───── RECORDS PROVIDED

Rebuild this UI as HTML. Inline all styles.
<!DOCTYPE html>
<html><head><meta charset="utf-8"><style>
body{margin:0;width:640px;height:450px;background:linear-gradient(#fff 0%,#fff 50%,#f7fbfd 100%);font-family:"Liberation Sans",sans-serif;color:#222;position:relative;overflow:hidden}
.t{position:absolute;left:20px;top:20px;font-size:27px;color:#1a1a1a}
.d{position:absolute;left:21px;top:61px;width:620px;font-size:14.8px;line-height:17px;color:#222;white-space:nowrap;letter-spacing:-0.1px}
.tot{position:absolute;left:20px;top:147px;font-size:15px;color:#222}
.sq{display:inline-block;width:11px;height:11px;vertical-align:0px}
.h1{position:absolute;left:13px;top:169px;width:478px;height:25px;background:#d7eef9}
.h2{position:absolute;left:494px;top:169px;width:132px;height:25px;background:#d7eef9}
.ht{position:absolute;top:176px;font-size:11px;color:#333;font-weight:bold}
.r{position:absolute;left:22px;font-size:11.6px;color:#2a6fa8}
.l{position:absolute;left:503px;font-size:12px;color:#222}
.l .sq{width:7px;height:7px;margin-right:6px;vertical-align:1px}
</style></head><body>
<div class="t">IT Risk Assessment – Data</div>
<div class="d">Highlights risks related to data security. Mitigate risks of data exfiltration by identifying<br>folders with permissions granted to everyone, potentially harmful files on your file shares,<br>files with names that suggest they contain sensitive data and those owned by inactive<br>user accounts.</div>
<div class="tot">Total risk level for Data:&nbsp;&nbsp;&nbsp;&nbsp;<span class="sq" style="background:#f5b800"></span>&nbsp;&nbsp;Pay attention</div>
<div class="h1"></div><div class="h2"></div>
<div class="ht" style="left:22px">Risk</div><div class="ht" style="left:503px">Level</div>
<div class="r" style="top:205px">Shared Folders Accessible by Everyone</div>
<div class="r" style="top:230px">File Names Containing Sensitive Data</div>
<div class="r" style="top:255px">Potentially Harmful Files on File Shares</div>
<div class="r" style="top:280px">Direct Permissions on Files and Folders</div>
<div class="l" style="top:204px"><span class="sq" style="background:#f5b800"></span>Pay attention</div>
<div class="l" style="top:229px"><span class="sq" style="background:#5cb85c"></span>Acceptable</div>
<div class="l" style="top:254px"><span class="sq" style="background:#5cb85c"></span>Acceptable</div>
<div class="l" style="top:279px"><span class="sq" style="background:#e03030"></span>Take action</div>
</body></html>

──────────
───── RECORDS PROVIDED

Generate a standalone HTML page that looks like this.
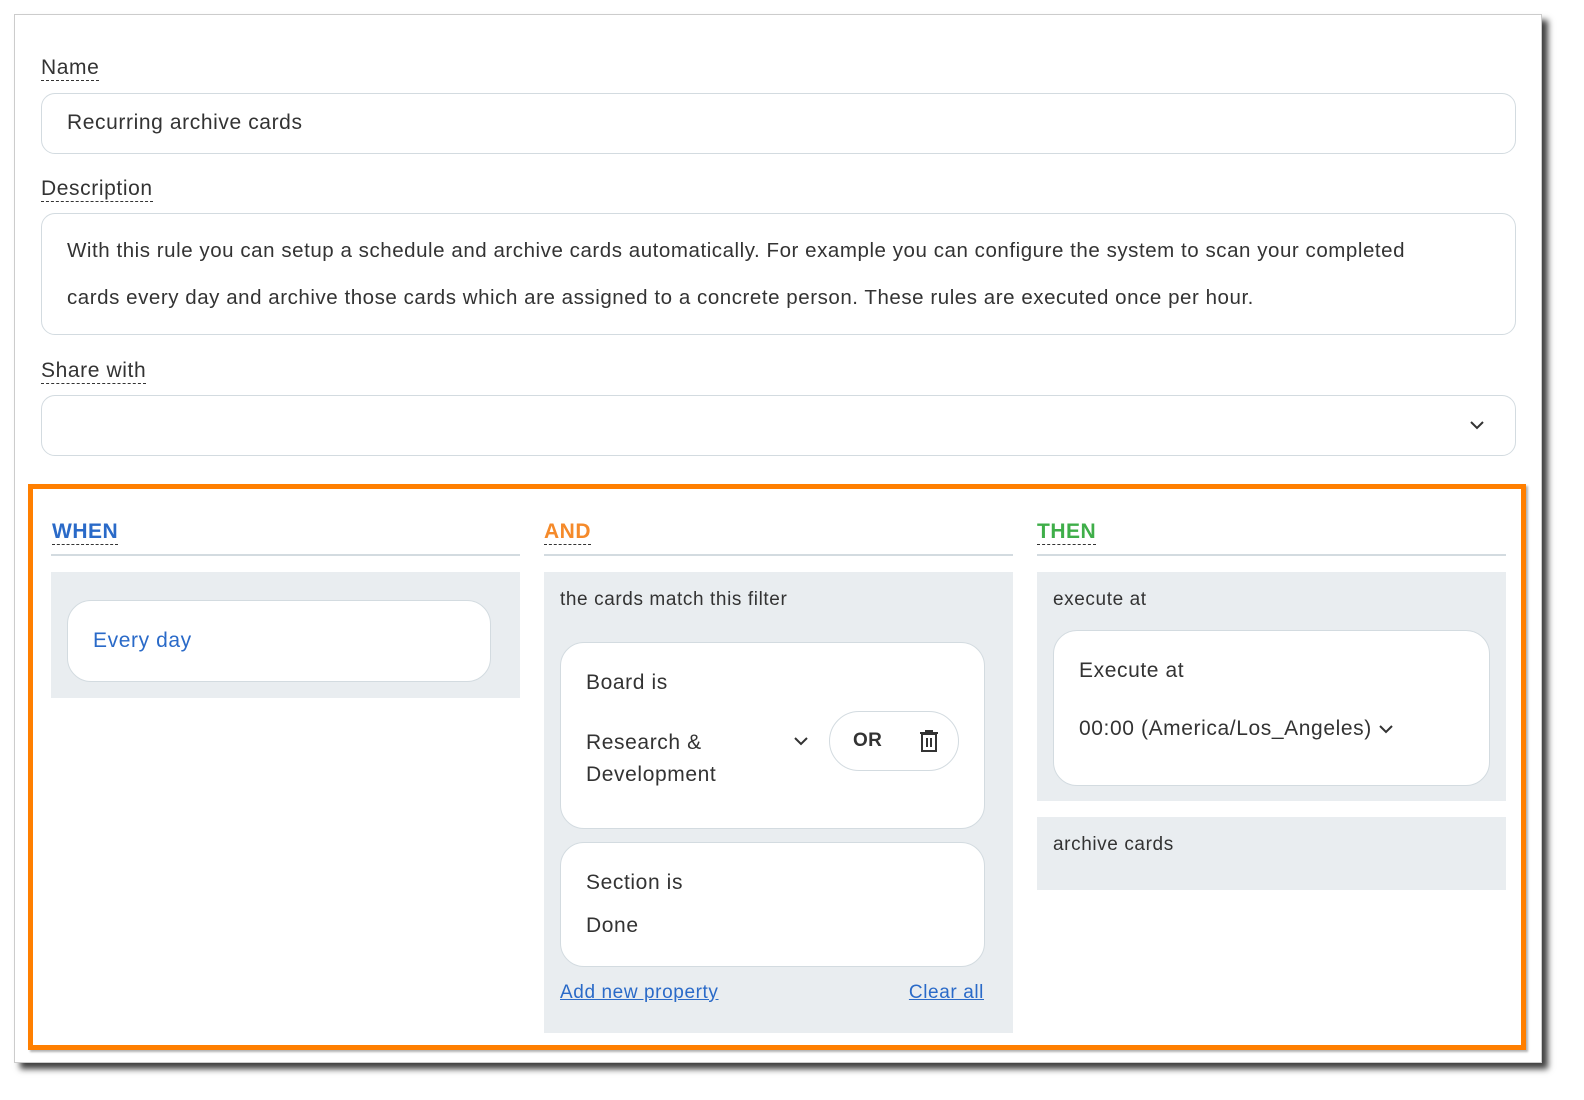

──────────

WRITTEN REQUEST: Filter the entries and copy out every line with the word "this".

EXERCISE SOLUTION:
Rebuild this UI as HTML. Inline all styles.
Generate a standalone HTML page that looks like this.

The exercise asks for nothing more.